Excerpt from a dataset
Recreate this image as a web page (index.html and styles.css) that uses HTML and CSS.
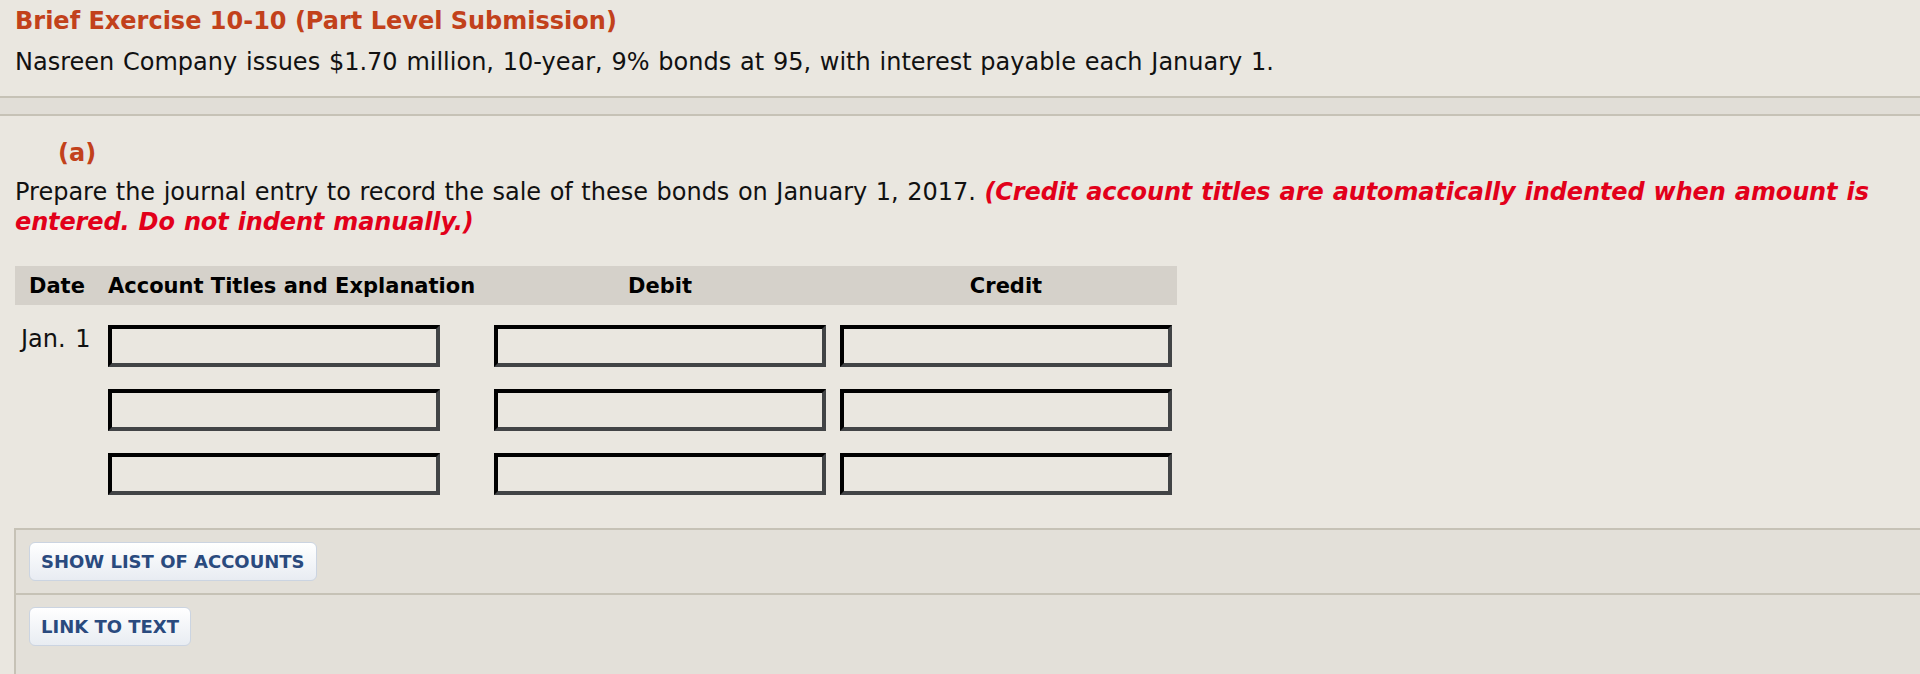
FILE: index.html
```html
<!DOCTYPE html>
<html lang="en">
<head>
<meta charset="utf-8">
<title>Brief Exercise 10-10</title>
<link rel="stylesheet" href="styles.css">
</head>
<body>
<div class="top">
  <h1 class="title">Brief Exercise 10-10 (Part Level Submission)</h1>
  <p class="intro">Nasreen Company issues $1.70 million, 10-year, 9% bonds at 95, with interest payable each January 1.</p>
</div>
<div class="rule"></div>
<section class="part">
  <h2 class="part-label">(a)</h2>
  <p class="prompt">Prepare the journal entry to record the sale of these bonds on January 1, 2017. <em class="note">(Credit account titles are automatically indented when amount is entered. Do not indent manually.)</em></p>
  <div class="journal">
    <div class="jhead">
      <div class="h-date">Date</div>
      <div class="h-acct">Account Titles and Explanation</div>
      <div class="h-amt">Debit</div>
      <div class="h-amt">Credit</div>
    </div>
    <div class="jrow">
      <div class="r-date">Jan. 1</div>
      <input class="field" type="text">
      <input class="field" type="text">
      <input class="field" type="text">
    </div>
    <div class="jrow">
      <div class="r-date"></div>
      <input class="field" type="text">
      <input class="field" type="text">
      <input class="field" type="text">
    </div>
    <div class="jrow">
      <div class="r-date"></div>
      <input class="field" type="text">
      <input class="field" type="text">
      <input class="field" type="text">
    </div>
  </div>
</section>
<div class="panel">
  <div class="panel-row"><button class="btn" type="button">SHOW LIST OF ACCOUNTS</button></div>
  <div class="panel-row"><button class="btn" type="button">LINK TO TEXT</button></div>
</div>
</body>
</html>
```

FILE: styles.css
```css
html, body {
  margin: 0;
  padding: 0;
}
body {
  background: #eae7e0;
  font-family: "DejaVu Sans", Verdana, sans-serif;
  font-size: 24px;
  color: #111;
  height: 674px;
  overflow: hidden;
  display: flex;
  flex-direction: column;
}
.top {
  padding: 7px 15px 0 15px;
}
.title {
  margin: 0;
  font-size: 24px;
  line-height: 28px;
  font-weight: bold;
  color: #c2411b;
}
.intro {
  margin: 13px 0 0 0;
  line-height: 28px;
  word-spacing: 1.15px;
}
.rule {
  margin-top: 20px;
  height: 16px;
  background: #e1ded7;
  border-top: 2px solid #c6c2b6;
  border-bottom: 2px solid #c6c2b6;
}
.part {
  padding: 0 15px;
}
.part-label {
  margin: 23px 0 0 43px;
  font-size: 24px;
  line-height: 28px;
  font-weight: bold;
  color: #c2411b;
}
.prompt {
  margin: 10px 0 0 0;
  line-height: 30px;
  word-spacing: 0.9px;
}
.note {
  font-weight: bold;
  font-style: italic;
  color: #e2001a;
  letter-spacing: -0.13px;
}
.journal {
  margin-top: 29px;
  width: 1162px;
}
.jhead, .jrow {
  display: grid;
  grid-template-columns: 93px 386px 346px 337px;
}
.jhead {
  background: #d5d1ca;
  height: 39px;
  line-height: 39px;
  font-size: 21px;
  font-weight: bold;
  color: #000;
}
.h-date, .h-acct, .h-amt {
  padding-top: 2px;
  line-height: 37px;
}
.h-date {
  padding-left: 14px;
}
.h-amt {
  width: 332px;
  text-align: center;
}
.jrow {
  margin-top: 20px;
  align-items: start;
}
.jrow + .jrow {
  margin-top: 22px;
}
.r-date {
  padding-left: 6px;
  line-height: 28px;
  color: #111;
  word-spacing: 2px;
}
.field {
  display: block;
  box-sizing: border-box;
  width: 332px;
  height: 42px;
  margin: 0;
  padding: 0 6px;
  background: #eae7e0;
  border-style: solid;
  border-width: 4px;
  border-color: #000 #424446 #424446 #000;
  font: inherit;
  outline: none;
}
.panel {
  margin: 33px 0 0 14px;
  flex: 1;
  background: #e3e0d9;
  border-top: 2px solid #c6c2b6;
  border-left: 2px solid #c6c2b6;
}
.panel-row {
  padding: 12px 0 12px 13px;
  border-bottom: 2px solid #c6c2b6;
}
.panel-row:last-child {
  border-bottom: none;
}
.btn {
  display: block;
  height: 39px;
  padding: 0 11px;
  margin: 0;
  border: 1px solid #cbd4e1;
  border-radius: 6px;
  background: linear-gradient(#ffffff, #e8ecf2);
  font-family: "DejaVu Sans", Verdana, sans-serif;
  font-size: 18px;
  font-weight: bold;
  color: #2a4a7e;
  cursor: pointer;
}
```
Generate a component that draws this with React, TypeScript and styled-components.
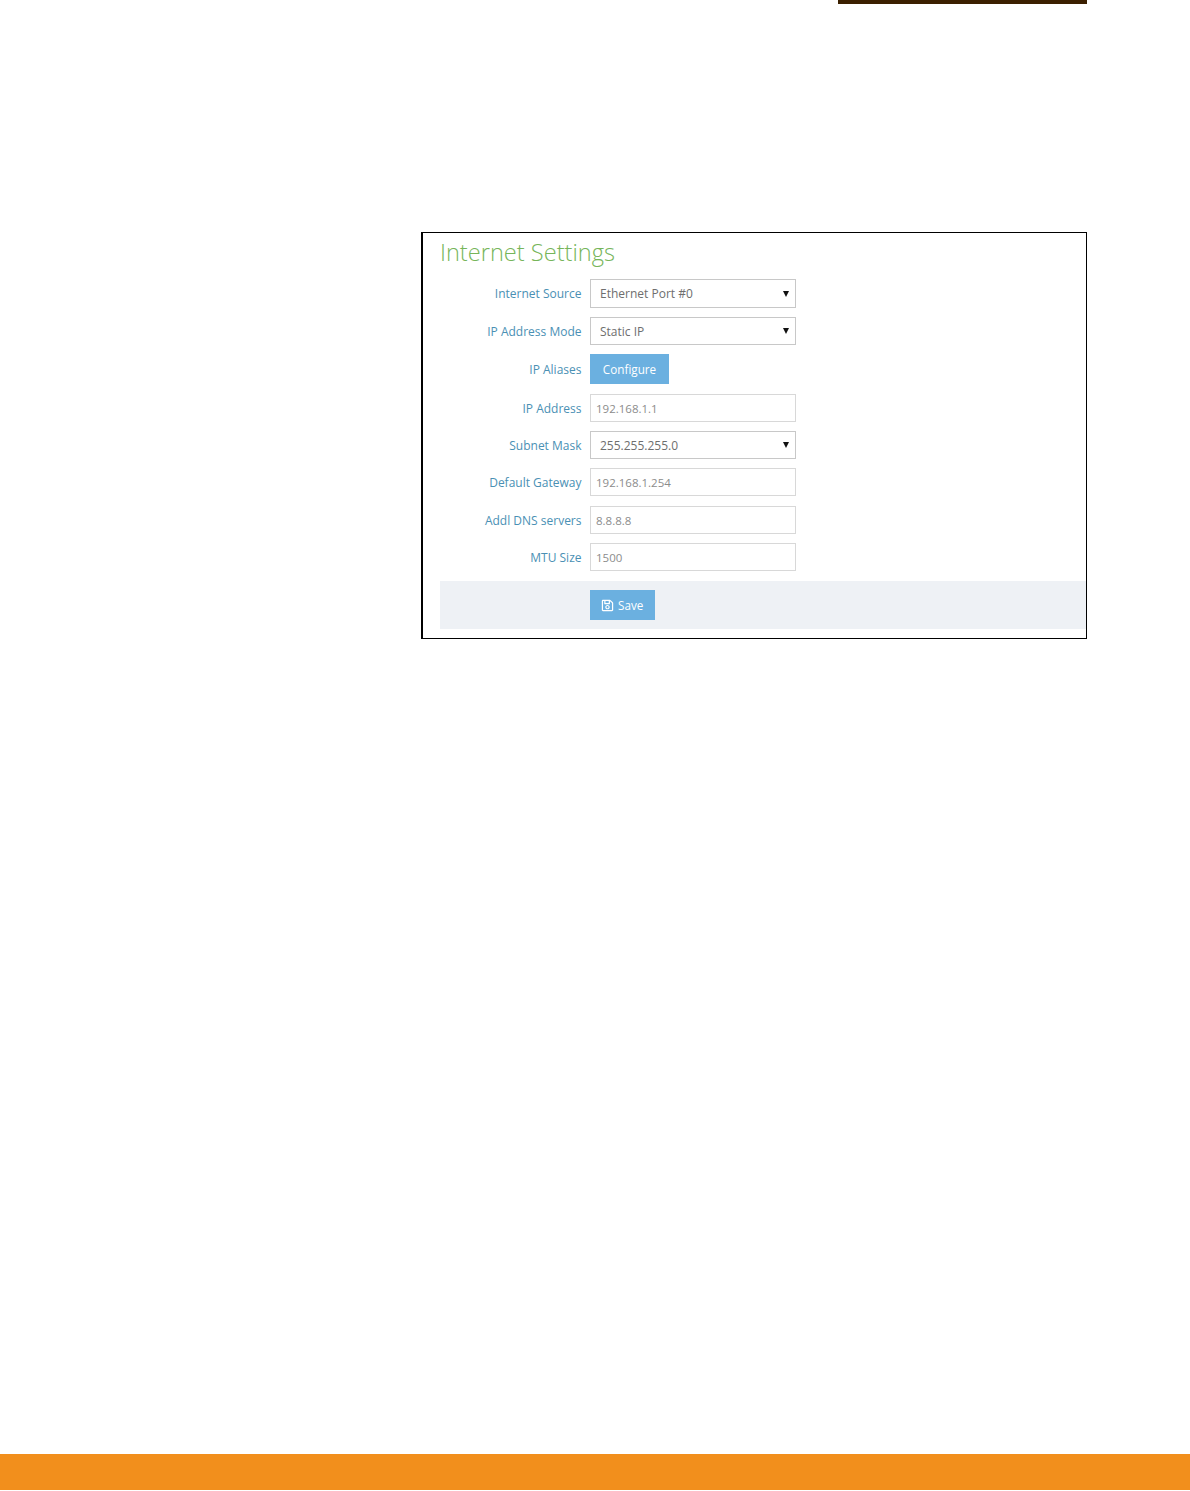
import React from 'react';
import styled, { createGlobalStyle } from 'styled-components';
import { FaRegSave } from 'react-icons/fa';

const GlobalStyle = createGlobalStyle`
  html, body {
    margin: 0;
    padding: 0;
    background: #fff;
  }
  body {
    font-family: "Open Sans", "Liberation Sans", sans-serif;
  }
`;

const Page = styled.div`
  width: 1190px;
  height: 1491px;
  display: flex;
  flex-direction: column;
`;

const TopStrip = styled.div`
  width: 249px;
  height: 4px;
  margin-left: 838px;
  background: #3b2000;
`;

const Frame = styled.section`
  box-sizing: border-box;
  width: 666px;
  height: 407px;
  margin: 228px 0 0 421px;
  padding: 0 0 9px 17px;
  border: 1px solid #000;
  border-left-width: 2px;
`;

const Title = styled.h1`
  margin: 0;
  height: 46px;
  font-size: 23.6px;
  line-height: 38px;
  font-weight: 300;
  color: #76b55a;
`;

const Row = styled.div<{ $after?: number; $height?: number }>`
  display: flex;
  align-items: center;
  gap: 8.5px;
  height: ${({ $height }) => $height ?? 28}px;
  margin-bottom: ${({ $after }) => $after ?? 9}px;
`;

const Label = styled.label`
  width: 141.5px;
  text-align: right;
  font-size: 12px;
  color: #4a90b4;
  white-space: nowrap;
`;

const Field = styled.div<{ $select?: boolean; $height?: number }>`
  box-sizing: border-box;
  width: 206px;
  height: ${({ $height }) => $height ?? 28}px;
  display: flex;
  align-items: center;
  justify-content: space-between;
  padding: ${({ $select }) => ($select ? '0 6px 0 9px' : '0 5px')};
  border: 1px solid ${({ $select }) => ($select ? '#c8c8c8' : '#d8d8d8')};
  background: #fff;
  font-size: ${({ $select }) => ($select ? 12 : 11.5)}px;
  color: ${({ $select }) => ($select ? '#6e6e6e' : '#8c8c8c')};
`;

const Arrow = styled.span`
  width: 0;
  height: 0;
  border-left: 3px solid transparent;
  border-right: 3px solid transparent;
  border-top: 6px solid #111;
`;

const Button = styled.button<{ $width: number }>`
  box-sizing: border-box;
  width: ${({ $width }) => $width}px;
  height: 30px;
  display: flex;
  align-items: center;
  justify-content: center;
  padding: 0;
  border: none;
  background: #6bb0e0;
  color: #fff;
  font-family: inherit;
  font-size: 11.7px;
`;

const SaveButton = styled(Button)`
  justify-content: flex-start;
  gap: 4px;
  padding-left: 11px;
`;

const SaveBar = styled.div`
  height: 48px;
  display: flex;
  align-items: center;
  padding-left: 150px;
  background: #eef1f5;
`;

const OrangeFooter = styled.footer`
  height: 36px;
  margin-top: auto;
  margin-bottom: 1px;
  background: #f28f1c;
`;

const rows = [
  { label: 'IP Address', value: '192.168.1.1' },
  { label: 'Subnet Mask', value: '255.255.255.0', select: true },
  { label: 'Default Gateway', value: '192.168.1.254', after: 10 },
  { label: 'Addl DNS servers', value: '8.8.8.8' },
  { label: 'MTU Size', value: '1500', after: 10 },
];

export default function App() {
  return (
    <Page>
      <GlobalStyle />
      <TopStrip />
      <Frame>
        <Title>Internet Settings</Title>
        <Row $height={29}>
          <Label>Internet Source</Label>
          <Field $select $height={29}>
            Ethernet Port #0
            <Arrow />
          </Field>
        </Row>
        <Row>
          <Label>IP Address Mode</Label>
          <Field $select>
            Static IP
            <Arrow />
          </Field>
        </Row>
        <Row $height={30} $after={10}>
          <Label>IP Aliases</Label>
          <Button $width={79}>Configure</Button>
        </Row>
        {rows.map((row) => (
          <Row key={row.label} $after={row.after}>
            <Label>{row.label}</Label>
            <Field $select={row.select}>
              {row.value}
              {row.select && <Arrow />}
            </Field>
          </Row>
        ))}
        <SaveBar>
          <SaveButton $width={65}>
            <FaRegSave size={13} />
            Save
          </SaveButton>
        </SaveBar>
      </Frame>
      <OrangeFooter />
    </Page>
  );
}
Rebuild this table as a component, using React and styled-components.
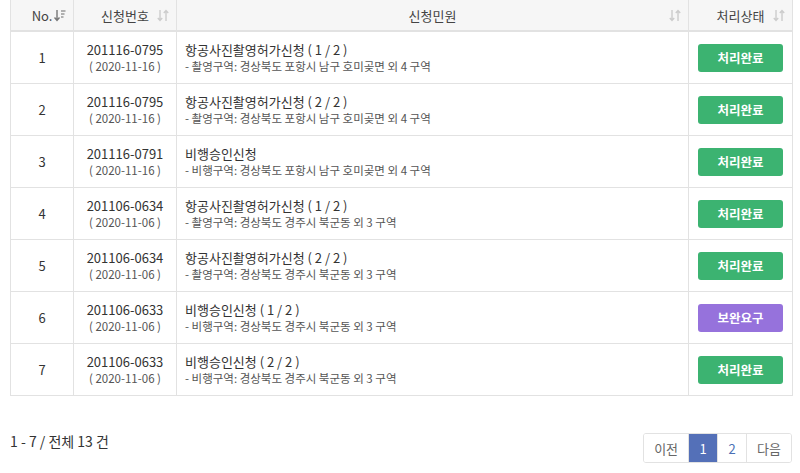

§ **EXERCISE TASK**:
Set out every line from the material that contains the string "styles".

§ **RESULT BELOW**:
Recreate this image as a web page (index.html and styles.css) that uses HTML and CSS.
<link rel="stylesheet" href="styles.css">
FILE: styles.css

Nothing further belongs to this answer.